その既成概念の共通(共同)相互了解なしに、「われわれ」の「生活」は成立しえないのです。しかし、そうして「既成」のものが「既成」として反復・蓄積・伝達・了解・承認されていくに従って、その既成の概念は「制度」と化し〔「物」化し〕、その概念と制度を共有する人間のあいだに権力関係が生じてきます。この「権力」関係は、眼に見える形で現れて人びとを呪縛するものと、眼に見えない生活体系の行動、言動、意識層の深みで(意図的に/あるいは意図的でない場合まったく善意のつもりで―じつはこれがいちばん問題)眼に顕わとなる権力関係を支え育てている働きをしているジャンルとがある。「芸術」はじつは、このジャンルとぬきさしならない関わりをもって成立しています。

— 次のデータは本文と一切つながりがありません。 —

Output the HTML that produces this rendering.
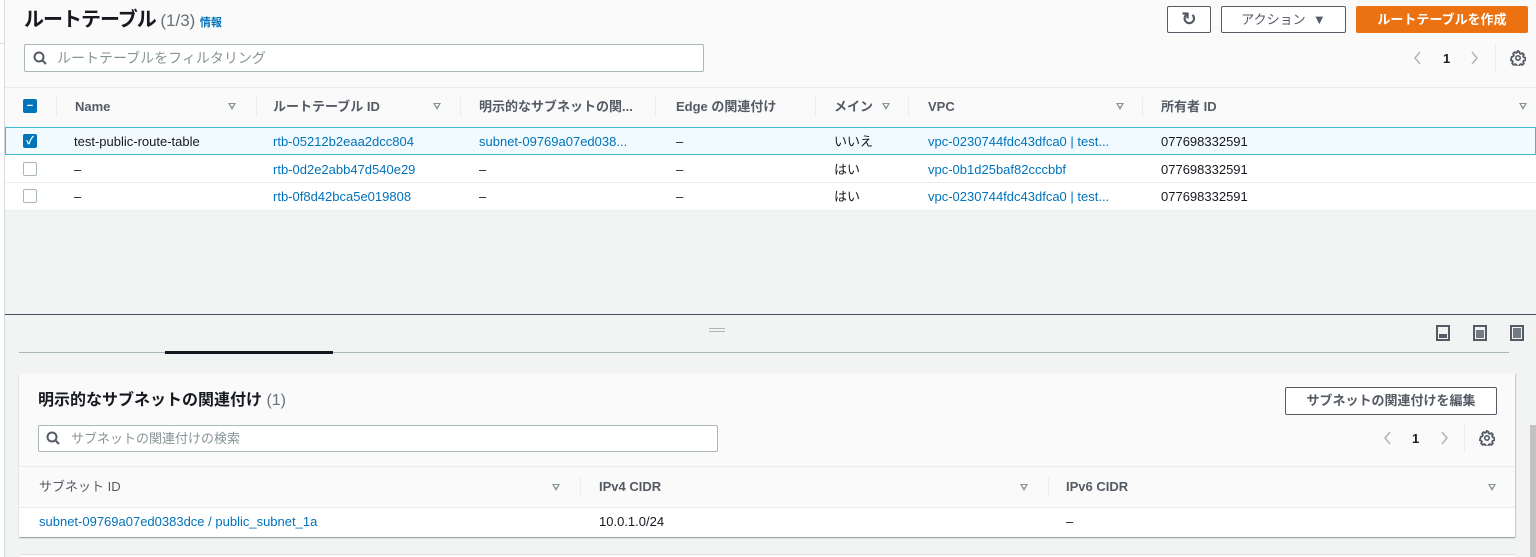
<!DOCTYPE html>
<html><head><meta charset="utf-8"><style>
*{margin:0;padding:0;box-sizing:border-box}
body{width:1536px;height:557px;overflow:hidden;background:#f2f3f3;font-family:"Liberation Sans","Noto Sans CJK JP",sans-serif;font-size:13px;color:#16191f;position:relative}
.a{position:absolute;line-height:16px;white-space:nowrap}
.lnk{color:#0073bb}
.g{color:#687078}
.hd{font-weight:bold;color:#545b64}
.tri{position:absolute;width:0;height:0;border-left:4px solid transparent;border-right:4px solid transparent;border-top:7px solid #879596}
.tri:after{content:"";position:absolute;left:-2px;top:-6px;border-left:2px solid transparent;border-right:2px solid transparent;border-top:3px solid #fff}
.sep{position:absolute;width:1px;background:#eaeded}
.cb{position:absolute;width:14px;height:14px;border:1px solid #aab7b8;border-radius:2px;background:#fff}
.cbs{position:absolute;width:14px;height:14px;background:#0073bb;border-radius:2px;color:#fff;font-size:11px;line-height:14px;text-align:center;font-weight:bold}
.row{position:absolute;left:5px;width:1531px;height:28px;background:#fff;border-bottom:1px solid #eaeded}
.btn{position:absolute;border:1px solid #545b64;background:#fff;border-radius:2px;text-align:center;font-weight:bold;color:#545b64}
.srch{position:absolute;background:#fff;border:1px solid #aab7b8;border-radius:2px;color:#879596;font-size:14px}
</style></head><body>
<svg width="0" height="0" style="position:absolute"><defs>
<g id="gear"><path d="M8 1.5l1.3.2.4 1.6 1.2.6 1.5-.8 1.5 1.5-.8 1.5.6 1.2 1.6.4.2 1.3-.2 1.3-1.6.4-.6 1.2.8 1.5-1.5 1.5-1.5-.8-1.2.6-.4 1.6-1.3.2-1.3-.2-.4-1.6-1.2-.6-1.5.8-1.5-1.5.8-1.5-.6-1.2-1.6-.4L1.5 8l.2-1.3 1.6-.4.6-1.2-.8-1.5 1.5-1.5 1.5.8 1.2-.6.4-1.6z" fill="none" stroke="#545b64" stroke-width="1.8" stroke-linejoin="round"/><circle cx="8" cy="8" r="2.2" fill="none" stroke="#545b64" stroke-width="1.6"/></g>
<g id="lt"><path d="M6 1L1 7l5 6" fill="none" stroke="#aab7b8" stroke-width="1.5"/></g>
<g id="rt"><path d="M1 1l5 6-5 6" fill="none" stroke="#aab7b8" stroke-width="1.5"/></g>
</defs></svg>
<div class="a" style="left:0;top:0;width:5px;height:557px;background:#fff"></div>
<div class="a" style="left:4px;top:0;width:1px;height:557px;background:#d5dbdb"></div>
<div class="a" style="left:5px;top:0;width:1531px;height:90px;background:#fafafa"></div>
<div class="a" style="left:0;top:43px;width:5px;height:1px;background:#d5dbdb"></div>
<div class="a" style="left:24px;top:8px;font-size:20px;line-height:24px;font-weight:bold;letter-spacing:-1px">ルートテーブル <span style="font-weight:normal;color:#687078;font-size:17px;letter-spacing:0">(1/3)</span> <span style="font-size:11px;color:#0073bb;letter-spacing:0">情報</span></div>
<div class="btn" style="left:1167px;top:6px;width:44px;height:27px;font-size:18px;line-height:24px">&#x21bb;</div>
<div class="btn" style="left:1221px;top:6px;width:125px;height:27px;font-size:13px;line-height:25px;font-weight:normal">アクション&nbsp;&nbsp;▼</div>
<div class="a" style="left:1356px;top:6px;width:172px;height:27px;background:#ec7211;border-radius:2px;color:#fff;font-weight:bold;text-align:center;line-height:27px">ルートテーブルを作成</div>
<div class="srch" style="left:24px;top:44px;width:680px;height:28px;line-height:26px;padding-left:32px">ルートテーブルをフィルタリング</div>
<svg class="a" style="left:33px;top:51px" width="14" height="14"><circle cx="6" cy="6" r="4.5" fill="none" stroke="#545b64" stroke-width="2"/><path d="M9 9l4 4" stroke="#545b64" stroke-width="2"/></svg>
<svg class="a" style="left:1414px;top:51px" width="8" height="14"><use href="#lt"/></svg>
<div class="a" style="left:1443px;top:51px;font-weight:bold">1</div>
<svg class="a" style="left:1471px;top:51px" width="8" height="14"><use href="#rt"/></svg>
<div class="sep" style="left:1495px;top:44px;height:28px"></div>
<svg class="a" style="left:1510px;top:50px" width="16" height="16"><use href="#gear"/></svg>
<div class="a" style="left:5px;top:87px;width:1531px;height:40px;background:#fafafa;border-top:1px solid #eaeded"></div>
<div class="cbs" style="left:23px;top:99px">&#x2212;</div>
<div class="sep" style="left:56px;top:97px;height:20px"></div>
<div class="a hd" style="left:75px;top:99px">Name</div><div class="tri" style="left:228px;top:103px"></div>
<div class="sep" style="left:256px;top:97px;height:20px"></div>
<div class="a hd" style="left:273px;top:99px">ルートテーブル ID</div><div class="tri" style="left:433px;top:103px"></div>
<div class="sep" style="left:460px;top:97px;height:20px"></div>
<div class="a hd" style="left:479px;top:99px">明示的なサブネットの関...</div>
<div class="sep" style="left:655px;top:97px;height:20px"></div>
<div class="a hd" style="left:676px;top:99px">Edge の関連付け</div>
<div class="sep" style="left:815px;top:97px;height:20px"></div>
<div class="a hd" style="left:834px;top:99px">メイン</div><div class="tri" style="left:882px;top:103px"></div>
<div class="sep" style="left:908px;top:97px;height:20px"></div>
<div class="a hd" style="left:928px;top:99px">VPC</div><div class="tri" style="left:1116px;top:103px"></div>
<div class="sep" style="left:1142px;top:97px;height:20px"></div>
<div class="a hd" style="left:1161px;top:99px">所有者 ID</div><div class="tri" style="left:1519px;top:103px"></div>
<div class="row" style="top:127px;background:#f1faff;border:1px solid #44b9d6;height:28px"></div>
<div class="cbs" style="left:23px;top:134px">&#x2713;</div>
<div class="a" style="left:74px;top:134px">test-public-route-table</div>
<div class="a lnk" style="left:273px;top:134px">rtb-05212b2eaa2dcc804</div>
<div class="a lnk" style="left:479px;top:134px">subnet-09769a07ed038...</div>
<div class="a" style="left:676px;top:134px">–</div>
<div class="a" style="left:834px;top:134px">いいえ</div>
<div class="a lnk" style="left:928px;top:134px">vpc-0230744fdc43dfca0 | test...</div>
<div class="a" style="left:1161px;top:134px">077698332591</div>
<div class="row" style="top:155px"></div>
<div class="cb" style="left:23px;top:162px"></div>
<div class="a" style="left:74px;top:162px">–</div>
<div class="a lnk" style="left:273px;top:162px">rtb-0d2e2abb47d540e29</div>
<div class="a" style="left:479px;top:162px">–</div>
<div class="a" style="left:676px;top:162px">–</div>
<div class="a" style="left:834px;top:162px">はい</div>
<div class="a lnk" style="left:928px;top:162px">vpc-0b1d25baf82cccbbf</div>
<div class="a" style="left:1161px;top:162px">077698332591</div>
<div class="row" style="top:183px"></div>
<div class="cb" style="left:23px;top:189px"></div>
<div class="a" style="left:74px;top:189px">–</div>
<div class="a lnk" style="left:273px;top:189px">rtb-0f8d42bca5e019808</div>
<div class="a" style="left:479px;top:189px">–</div>
<div class="a" style="left:676px;top:189px">–</div>
<div class="a" style="left:834px;top:189px">はい</div>
<div class="a lnk" style="left:928px;top:189px">vpc-0230744fdc43dfca0 | test...</div>
<div class="a" style="left:1161px;top:189px">077698332591</div>
<div class="a" style="left:5px;top:314px;width:1531px;height:1px;background:#414d5c"></div>
<div class="a" style="left:709px;top:328px;width:16px;height:1px;background:#aab7b8"></div>
<div class="a" style="left:709px;top:331px;width:16px;height:1px;background:#aab7b8"></div>
<svg class="a" style="left:1436px;top:325px" width="90" height="16"><rect x="1" y="1" width="12" height="14" fill="none" stroke="#545b64" stroke-width="2"/><rect x="3" y="9" width="8" height="4" fill="#545b64"/><rect x="38" y="1" width="12" height="14" fill="none" stroke="#545b64" stroke-width="2"/><rect x="40" y="5" width="8" height="8" fill="#545b64" opacity=".8"/><rect x="75" y="1" width="12" height="14" fill="none" stroke="#545b64" stroke-width="2"/><rect x="77" y="3" width="8" height="10" fill="#545b64" opacity=".8"/></svg>
<div class="a" style="left:19px;top:352px;width:1490px;height:1px;background:#aab7b8"></div>
<div class="a" style="left:165px;top:351px;width:168px;height:3px;background:#16191f"></div>
<div class="a" style="left:1530px;top:425px;width:6px;height:132px;background:#c1c1c1"></div>
<div class="a" style="left:19px;top:373px;width:1496px;height:164px;background:#fafafa;box-shadow:0 1px 1px rgba(0,28,36,.3),1px 1px 1px rgba(0,28,36,.15)"></div>
<div class="a" style="left:38px;top:391px;font-size:16px;line-height:20px;font-weight:bold">明示的なサブネットの関連付け <span style="font-weight:normal;color:#687078">(1)</span></div>
<div class="btn" style="left:1285px;top:387px;width:212px;height:28px;line-height:26px">サブネットの関連付けを編集</div>
<div class="srch" style="left:38px;top:425px;width:680px;height:27px;line-height:25px;padding-left:32px;font-size:13px">サブネットの関連付けの検索</div>
<svg class="a" style="left:46px;top:431px" width="14" height="14"><circle cx="6" cy="6" r="4.5" fill="none" stroke="#545b64" stroke-width="2"/><path d="M9 9l4 4" stroke="#545b64" stroke-width="2"/></svg>
<svg class="a" style="left:1384px;top:431px" width="8" height="14"><use href="#lt"/></svg>
<div class="a" style="left:1412px;top:431px;font-weight:bold">1</div>
<svg class="a" style="left:1441px;top:431px" width="8" height="14"><use href="#rt"/></svg>
<div class="sep" style="left:1464px;top:424px;height:28px"></div>
<svg class="a" style="left:1479px;top:430px" width="16" height="16"><use href="#gear"/></svg>
<div class="a" style="left:19px;top:466px;width:1496px;height:41px;background:#fafafa;border-top:1px solid #eaeded"></div>
<div class="a hd" style="left:39px;top:479px;font-weight:normal;color:#545b64">サブネット ID</div><div class="tri" style="left:552px;top:484px"></div>
<div class="sep" style="left:580px;top:477px;height:20px"></div>
<div class="a hd" style="left:599px;top:479px">IPv4 CIDR</div><div class="tri" style="left:1020px;top:484px"></div>
<div class="sep" style="left:1048px;top:477px;height:20px"></div>
<div class="a hd" style="left:1066px;top:479px">IPv6 CIDR</div><div class="tri" style="left:1488px;top:484px"></div>
<div class="a" style="left:19px;top:507px;width:1496px;height:29px;background:#fff;border-top:1px solid #eaeded"></div>
<div class="a lnk" style="left:39px;top:514px">subnet-09769a07ed0383dce / public_subnet_1a</div>
<div class="a" style="left:599px;top:514px">10.0.1.0/24</div>
<div class="a" style="left:1066px;top:514px">–</div>
<div class="a" style="left:19px;top:554px;width:1496px;height:3px;background:#fafafa;border-top:1px solid #e0e4e4"></div>
</body></html>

そのために、十分疎外された人間としては許し難い生きかたとみえる考えを持って日々の生活社会関係を御している人間で、無意識に(善意のつもりですらいて)実践している生きかた(意識)を結構「正しい」と信じている人間が多い。そのことに気づかせ、これを救おうとするとき『宗教』が働く。

そういう枠組に安住している(権力関係に依存している)ために、もっと別の眼で別の美しい姿かたちを楽しめるのにそれを閉ざしている人間がたくさんいます。たいていの人間は大人になったとき旧時代の美/芸術意識に属する人種になっているのです)。

「現代美術/芸術」というのは、それを批判する行為でした、その意味で、「現代芸術」はいつの時代にもあったといえます。いつも「異端」「反抗」者であって、次の時代には「権威」になったのです。

「現代」をみるとき、このまなざしを忘れないでいたいと思います。われわれの環境は、既成の権力と制度を操作する者と操作される者に分断され、その分断境界線は不可視化され(不可視化することが時代の進化だとすら考える「権力」欲が人間にはうずくまっています)、権力に身を委ね安住することが幸せだと思い込もうとする人間を生産する〔こういう意識のありかたはかの「古代」型の再生産でもあります〕装置がますます巧妙、精緻になっていく状況下、つねに、その生きかたが、比喩的にいえば「現代芸術」でありつづけるまなざしを持ちつづけることは、人間が人間であるために大切なことではないでしょうか。

美術史もまたそういう権力関係の中にどっぷり漬っているのです。美術史はいわゆる「芸術」行為、「制作」(創作)、「鑑賞」(収集、美術館・画廊で、いろんな書籍〔画集・評論・批評〕での)、「展示」(美術館と画集等の複製生産公開)〔「鑑賞」と「展示」はコインの裏表のように一体ですが、じつは「制作」も、そこに張り付き=一体化した三角錐が「芸術行為」なのです〕といった意識と行動の底辺=基礎枠を提供保障するものだから、いっそうこの権力構造への批判のまなざしは厳しくなければならないと思います。

敦煌莫高屈の美術史をこうして考え直すことも、そういう既成の制度に安住する美術史と美意識への批判となり、新しい考えかたと生きかたへ寄与するものでありたいと思っています。